I worked as a taxi driver while I was at college and in my first year at university, so from experience I know that there are plenty of peaks and troughs during the day. You get a rest when it’s quiet – compulsory breaks would get in your way when it’s busy and wouldn’t be needed when it’s quiet.

However, I would frequently pull double shifts from around 7:30am through until 2:00am or later the folling day, and by the end of the late shift I’d be really struggling to keep my eyes open. I know of drivers who started earlier and worked later than I did, though, as the firm we worked for was always looking for folk to start a bit earlier or work a bit later to provide cover.

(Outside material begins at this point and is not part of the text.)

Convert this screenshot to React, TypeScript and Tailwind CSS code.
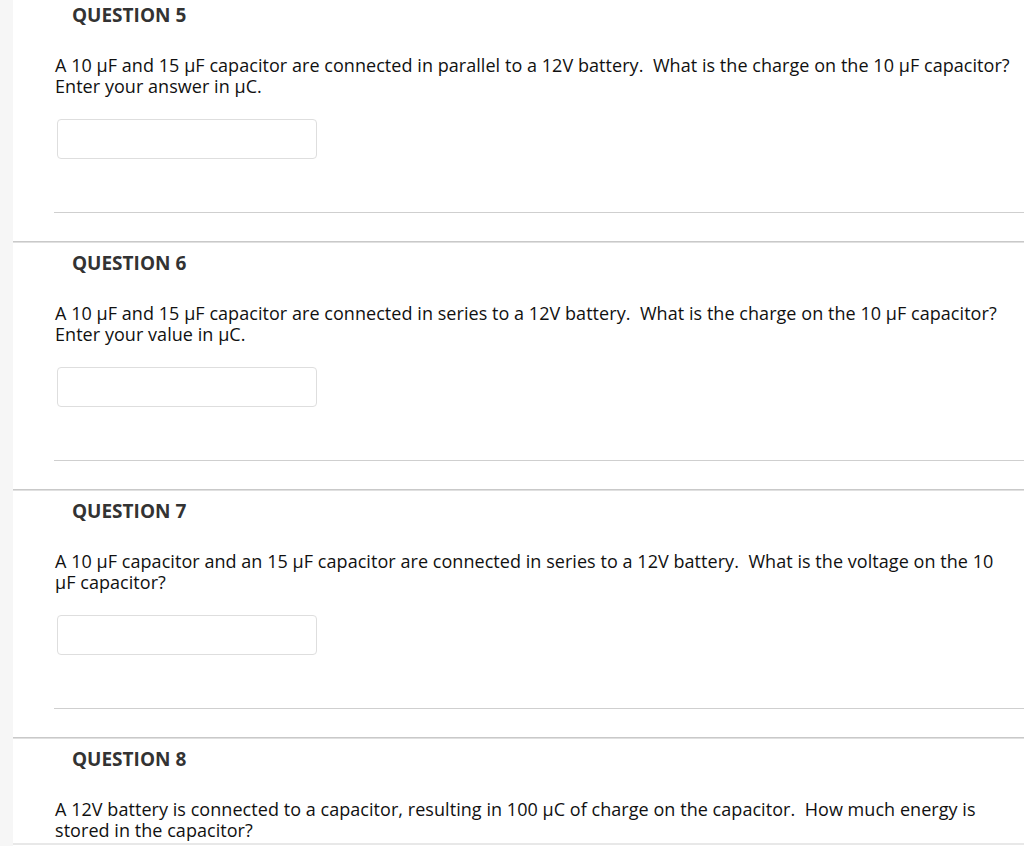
import React from 'react';

const questions = [
  {
    num: 5,
    text: 'A 10 µF and 15 µF capacitor are connected in parallel to a 12V battery.  What is the charge on the 10 µF capacitor? Enter your answer in µC.',
  },
  {
    num: 6,
    text: 'A 10 µF and 15 µF capacitor are connected in series to a 12V battery.  What is the charge on the 10 µF capacitor? Enter your value in µC.',
  },
  {
    num: 7,
    text: 'A 10 µF capacitor and an 15 µF capacitor are connected in series to a 12V battery.  What is the voltage on the 10 µF capacitor?',
  },
];

const App = () => {
  return (
    <div
      className="flex min-h-screen bg-white text-[#111]"
      style={{ fontFamily: '"Open Sans", "Noto Sans", sans-serif' }}
    >
      {/* left gutter */}
      <div className="w-[13px] shrink-0 bg-[#f6f6f6]" />

      <div className="flex-1">
        {questions.map((q, i) => (
          <div key={q.num} className={i === 0 ? 'pt-[3px]' : 'pt-[8px]'}>
            <h2 className="pl-[59px] text-[19px] font-bold leading-6 text-[#333]">
              QUESTION {q.num}
            </h2>
            <p className="mt-[28px] pl-[42px] pr-[12px] text-[18px] leading-[21px] tracking-[0.05px] whitespace-pre-wrap">
              {q.text}
            </p>
            <div className="ml-[44px] mt-[22px] h-[40px] w-[260px] rounded border border-[#dedede] bg-white" />
            <div className="ml-[41px] mt-[53px] border-t border-[#cfcfcf]" />
            <div className="mt-[28px] h-[2px] border-t border-[#c9c9c9] bg-[#e0e0e0]" />
          </div>
        ))}

        {/* Question 8 */}
        <div className="pt-[8px]">
          <h2 className="pl-[59px] text-[19px] font-bold leading-6 text-[#333]">
            QUESTION 8
          </h2>
          <p className="mt-[28px] pl-[42px] pr-[12px] text-[18px] leading-[21px] tracking-[0.05px] whitespace-pre-wrap">
            {'A 12V battery is connected to a capacitor, resulting in 100 µC of charge on the capacitor.  How much energy is stored in the capacitor?'}
          </p>
          <div className="mt-[2px] h-[2px] bg-[#e8e8e8]" />
        </div>
      </div>
    </div>
  );
};

export default App;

Back then, as is the case at the time of writing, there was no accountability or regulation on the part of the firm in this regard. They did not have to log the hours that drivers worked, and a driver who ended up in an accident due to over tiredness would ultimately take the brunt of the consequences.

As a taxi driver you’re highly likely to be self-employed, working for the company that provides the car, and reporting your own earnings to the tax man at the end of the year. So on that basis it’s very difficult to say no when you’re being encouraged to work excessive hours. Sometimes, working that extra hour at night can yield the kind of return that takes two or three hours to bring in earlier in the day when the tarrif is lower.

Being encouraged to working extra hours here and there happens regardless of the industry or profession, though. As I found out at the cost of my health earlier this year, there are employers that would rather turn a blind eye to regulatory guidelines – and even the law – when it’s in their own interests to squeeze every last drop out of you. At least as a taxi driver you’re earning money those additional hours, not burning yourself out for the same salary you’d get if you stuck rigidly to your contracted hours.

Which leaves me thinking; if companies that are supposed to log the hours employees put in can dance around the regulations, what chance do taxi firms have of enforcing strict limits on working hours when their staff consists of self-employed drivers?

A driver could easily do an 8 hour shift for one firm and then pull another shift for a different company. Each company would be in the clear, yet the risk they’re trying to minimise remains the same – over tired drivers having preventable accidents.

Personally, I don’t see a way around either situation unless the onus is on employees to log the hours they work and submit that data independantly to the government. Your earnings, your hours worked, your hourly rate, tax owed, national insurance paid – that kind of thing would be easily derived from that kind of system.

And at the opposite ends of the scale, it would deter nasty employers from working people to death, and it would reduce the risk created by those intent on working themselves to death.